▶ _Given exercise_: Your job is to retype all of the data word for word, leaving every image out.

▶ _Dataset section_:

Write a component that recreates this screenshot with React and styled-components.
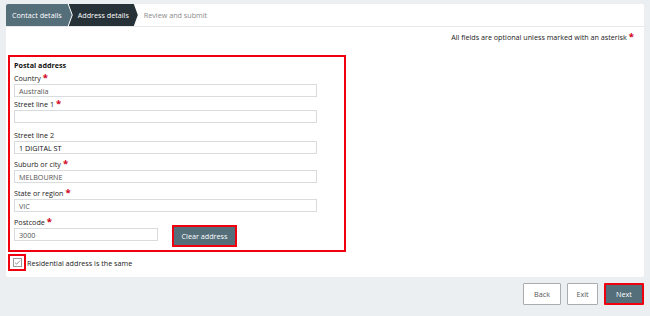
import React from "react";
import styled, { createGlobalStyle } from "styled-components";

const Global = createGlobalStyle`
  html, body { margin: 0; padding: 0; background: #eceff1; }
  body { font-family: "Open Sans", "Liberation Sans", sans-serif; font-size: 7.2px; color: #222; }
  * { box-sizing: border-box; }
`;

const Page = styled.div`
  width: 650px;
  height: 316px;
  padding: 4px 6px 0 6px;
  display: flex;
  flex-direction: column;
`;

const Card = styled.div`
  background: #fff;
  border-radius: 2px;
  height: 273px;
  display: flex;
  flex-direction: column;
`;

const TabBar = styled.div`
  height: 23px;
  display: flex;
  align-items: stretch;
  border-bottom: 1px solid #e6e8ea;
`;

const bgFor = (s) => (s === "done" ? "#546e7a" : s === "current" ? "#263238" : "transparent");

const Tab = styled.div`
  display: flex;
  align-items: center;
  height: 22px;
  padding: ${(p) => (p.$first ? "0 10px 0 6px" : p.$state === "todo" ? "0 0 0 6px" : "0 9px 0 9px")};
  margin-left: ${(p) => (p.$first || p.$state === "todo" ? "0" : "-3px")};
  background: ${(p) => bgFor(p.$state)};
  color: ${(p) => (p.$state === "todo" ? "#8a8a8a" : "#fff")};
  border-top-left-radius: ${(p) => (p.$first ? "2px" : "0")};
  white-space: nowrap;
  clip-path: ${(p) =>
    p.$state === "todo"
      ? "none"
      : p.$first
      ? "polygon(0 0, calc(100% - 4px) 0, 100% 50%, calc(100% - 4px) 100%, 0 100%)"
      : "polygon(0 0, calc(100% - 4px) 0, 100% 50%, calc(100% - 4px) 100%, 0 100%, 4px 50%)"};
`;

const Body = styled.div`
  padding: 0 0 0 2px;
  display: flex;
  flex-direction: column;
`;

const Note = styled.div`
  align-self: flex-end;
  padding: 5px 10px 0 0;
  height: 28px;
  line-height: 10px;
  color: #222;
`;

const Star = styled.span`
  color: #d0021b;
  font-size: 9.5px;
  font-weight: 700;
  margin-left: 2px;
  vertical-align: top;
  line-height: 9px;
`;

const Section = styled.div`
  width: 338px;
  border: 2px solid #f0000f;
  padding: 3px 4px 2px 4px;
  display: flex;
  flex-direction: column;
`;

const Heading = styled.div`
  font-weight: 700;
  line-height: 10px;
  height: 13px;
  color: #111;
`;

const Field = styled.div`
  display: flex;
  flex-direction: column;
  margin-bottom: ${(p) => (p.$gap != null ? p.$gap : 5)}px;
  padding-bottom: ${(p) => (p.$last ? "7px" : "0")};
`;

const Label = styled.div`
  line-height: 10px;
  height: 10px;
  margin-bottom: 1px;
  color: #222;
`;

const Input = styled.div`
  width: ${(p) => p.$w || 303}px;
  height: 13px;
  border: 1px solid #d9dcdf;
  background: #fff;
  padding: 0 4px;
  display: flex;
  align-items: center;
  color: ${(p) => (p.$dim ? "#555" : "#111")};
`;

const Row = styled.div`
  display: flex;
  align-items: flex-end;
  gap: 14px;
  margin-top: 1px;
`;

const ClearButton = styled.div`
  width: 65px;
  height: 22px;
  background: #546e7a;
  border: 2px solid #f0000f;
  color: #fff;
  display: flex;
  align-items: center;
  justify-content: center;
  margin-bottom: 1px;
`;

const CheckRow = styled.div`
  display: flex;
  align-items: center;
  margin-top: 2px;
  height: 17px;
`;

const CheckHighlight = styled.div`
  width: 18px;
  height: 17px;
  border: 2px solid #f0000f;
  display: flex;
  align-items: center;
  justify-content: center;
`;

const CheckLabel = styled.span`
  margin-left: 1px;
  color: #222;
`;

const Footer = styled.div`
  display: flex;
  justify-content: flex-end;
  gap: 6px;
  padding-top: 6px;
`;

const Button = styled.div`
  height: 22px;
  width: ${(p) => p.$w}px;
  display: flex;
  align-items: center;
  justify-content: center;
  background: ${(p) => (p.$primary ? "#546e7a" : "#fff")};
  color: ${(p) => (p.$primary ? "#fff" : "#555")};
  border: ${(p) => (p.$primary ? "2px solid #f0000f" : "1px solid #a9adb0")};
  border-radius: 1px;
`;

const CheckIcon = () => (
  <svg width="9" height="9" viewBox="0 0 9 9">
    <rect x="0.5" y="0.5" width="8" height="8" fill="#fff" stroke="#9a9a9a" strokeWidth="1" />
    <path d="M2 4.6 L3.7 6.2 L7 2.6" fill="none" stroke="#8a8a8a" strokeWidth="0.9" />
  </svg>
);

export default function App() {
  return (
    <>
      <Global />
      <Page>
        <Card>
          <TabBar>
            <Tab $first $state="done">Contact details</Tab>
            <Tab $state="current">Address details</Tab>
            <Tab $state="todo">Review and submit</Tab>
          </TabBar>
          <Body>
            <Note>
              All fields are optional unless marked with an asterisk<Star>*</Star>
            </Note>
            <Section>
              <Heading>Postal address</Heading>
              <Field $gap={2}>
                <Label>Country<Star>*</Star></Label>
                <Input $dim>Australia</Input>
              </Field>
              <Field $gap={7}>
                <Label>Street line 1<Star>*</Star></Label>
                <Input />
              </Field>
              <Field>
                <Label>Street line 2</Label>
                <Input>1 DIGITAL ST</Input>
              </Field>
              <Field>
                <Label>Suburb or city<Star>*</Star></Label>
                <Input $dim>MELBOURNE</Input>
              </Field>
              <Field $gap={4}>
                <Label>State or region<Star>*</Star></Label>
                <Input $dim>VIC</Input>
              </Field>
              <Row>
                <Field $last $gap={0}>
                  <Label>Postcode<Star>*</Star></Label>
                  <Input $w={144} $dim>3000</Input>
                </Field>
                <ClearButton>Clear address</ClearButton>
              </Row>
            </Section>
            <CheckRow>
              <CheckHighlight>
                <CheckIcon />
              </CheckHighlight>
              <CheckLabel>Residential address is the same</CheckLabel>
            </CheckRow>
          </Body>
        </Card>
        <Footer>
          <Button $w={38}>Back</Button>
          <Button $w={31}>Exit</Button>
          <Button $w={40} $primary>Next</Button>
        </Footer>
      </Page>
    </>
  );
}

▶ _Solution_:
Write a component that recreates this screenshot with React and styled-components.
import React from "react";
import styled, { createGlobalStyle } from "styled-components";

const Global = createGlobalStyle`
  html, body { margin: 0; padding: 0; background: #eceff1; }
  body { font-family: "Open Sans", "Liberation Sans", sans-serif; font-size: 7.2px; color: #222; }
  * { box-sizing: border-box; }
`;

const Page = styled.div`
  width: 650px;
  height: 316px;
  padding: 4px 6px 0 6px;
  display: flex;
  flex-direction: column;
`;

const Card = styled.div`
  background: #fff;
  border-radius: 2px;
  height: 273px;
  display: flex;
  flex-direction: column;
`;

const TabBar = styled.div`
  height: 23px;
  display: flex;
  align-items: stretch;
  border-bottom: 1px solid #e6e8ea;
`;

const bgFor = (s) => (s === "done" ? "#546e7a" : s === "current" ? "#263238" : "transparent");

const Tab = styled.div`
  display: flex;
  align-items: center;
  height: 22px;
  padding: ${(p) => (p.$first ? "0 10px 0 6px" : p.$state === "todo" ? "0 0 0 6px" : "0 9px 0 9px")};
  margin-left: ${(p) => (p.$first || p.$state === "todo" ? "0" : "-3px")};
  background: ${(p) => bgFor(p.$state)};
  color: ${(p) => (p.$state === "todo" ? "#8a8a8a" : "#fff")};
  border-top-left-radius: ${(p) => (p.$first ? "2px" : "0")};
  white-space: nowrap;
  clip-path: ${(p) =>
    p.$state === "todo"
      ? "none"
      : p.$first
      ? "polygon(0 0, calc(100% - 4px) 0, 100% 50%, calc(100% - 4px) 100%, 0 100%)"
      : "polygon(0 0, calc(100% - 4px) 0, 100% 50%, calc(100% - 4px) 100%, 0 100%, 4px 50%)"};
`;

const Body = styled.div`
  padding: 0 0 0 2px;
  display: flex;
  flex-direction: column;
`;

const Note = styled.div`
  align-self: flex-end;
  padding: 5px 10px 0 0;
  height: 28px;
  line-height: 10px;
  color: #222;
`;

const Star = styled.span`
  color: #d0021b;
  font-size: 9.5px;
  font-weight: 700;
  margin-left: 2px;
  vertical-align: top;
  line-height: 9px;
`;

const Section = styled.div`
  width: 338px;
  border: 2px solid #f0000f;
  padding: 3px 4px 2px 4px;
  display: flex;
  flex-direction: column;
`;

const Heading = styled.div`
  font-weight: 700;
  line-height: 10px;
  height: 13px;
  color: #111;
`;

const Field = styled.div`
  display: flex;
  flex-direction: column;
  margin-bottom: ${(p) => (p.$gap != null ? p.$gap : 5)}px;
  padding-bottom: ${(p) => (p.$last ? "7px" : "0")};
`;

const Label = styled.div`
  line-height: 10px;
  height: 10px;
  margin-bottom: 1px;
  color: #222;
`;

const Input = styled.div`
  width: ${(p) => p.$w || 303}px;
  height: 13px;
  border: 1px solid #d9dcdf;
  background: #fff;
  padding: 0 4px;
  display: flex;
  align-items: center;
  color: ${(p) => (p.$dim ? "#555" : "#111")};
`;

const Row = styled.div`
  display: flex;
  align-items: flex-end;
  gap: 14px;
  margin-top: 1px;
`;

const ClearButton = styled.div`
  width: 65px;
  height: 22px;
  background: #546e7a;
  border: 2px solid #f0000f;
  color: #fff;
  display: flex;
  align-items: center;
  justify-content: center;
  margin-bottom: 1px;
`;

const CheckRow = styled.div`
  display: flex;
  align-items: center;
  margin-top: 2px;
  height: 17px;
`;

const CheckHighlight = styled.div`
  width: 18px;
  height: 17px;
  border: 2px solid #f0000f;
  display: flex;
  align-items: center;
  justify-content: center;
`;

const CheckLabel = styled.span`
  margin-left: 1px;
  color: #222;
`;

const Footer = styled.div`
  display: flex;
  justify-content: flex-end;
  gap: 6px;
  padding-top: 6px;
`;

const Button = styled.div`
  height: 22px;
  width: ${(p) => p.$w}px;
  display: flex;
  align-items: center;
  justify-content: center;
  background: ${(p) => (p.$primary ? "#546e7a" : "#fff")};
  color: ${(p) => (p.$primary ? "#fff" : "#555")};
  border: ${(p) => (p.$primary ? "2px solid #f0000f" : "1px solid #a9adb0")};
  border-radius: 1px;
`;

const CheckIcon = () => (
  <svg width="9" height="9" viewBox="0 0 9 9">
    <rect x="0.5" y="0.5" width="8" height="8" fill="#fff" stroke="#9a9a9a" strokeWidth="1" />
    <path d="M2 4.6 L3.7 6.2 L7 2.6" fill="none" stroke="#8a8a8a" strokeWidth="0.9" />
  </svg>
);

export default function App() {
  return (
    <>
      <Global />
      <Page>
        <Card>
          <TabBar>
            <Tab $first $state="done">Contact details</Tab>
            <Tab $state="current">Address details</Tab>
            <Tab $state="todo">Review and submit</Tab>
          </TabBar>
          <Body>
            <Note>
              All fields are optional unless marked with an asterisk<Star>*</Star>
            </Note>
            <Section>
              <Heading>Postal address</Heading>
              <Field $gap={2}>
                <Label>Country<Star>*</Star></Label>
                <Input $dim>Australia</Input>
              </Field>
              <Field $gap={7}>
                <Label>Street line 1<Star>*</Star></Label>
                <Input />
              </Field>
              <Field>
                <Label>Street line 2</Label>
                <Input>1 DIGITAL ST</Input>
              </Field>
              <Field>
                <Label>Suburb or city<Star>*</Star></Label>
                <Input $dim>MELBOURNE</Input>
              </Field>
              <Field $gap={4}>
                <Label>State or region<Star>*</Star></Label>
                <Input $dim>VIC</Input>
              </Field>
              <Row>
                <Field $last $gap={0}>
                  <Label>Postcode<Star>*</Star></Label>
                  <Input $w={144} $dim>3000</Input>
                </Field>
                <ClearButton>Clear address</ClearButton>
              </Row>
            </Section>
            <CheckRow>
              <CheckHighlight>
                <CheckIcon />
              </CheckHighlight>
              <CheckLabel>Residential address is the same</CheckLabel>
            </CheckRow>
          </Body>
        </Card>
        <Footer>
          <Button $w={38}>Back</Button>
          <Button $w={31}>Exit</Button>
          <Button $w={40} $primary>Next</Button>
        </Footer>
      </Page>
    </>
  );
}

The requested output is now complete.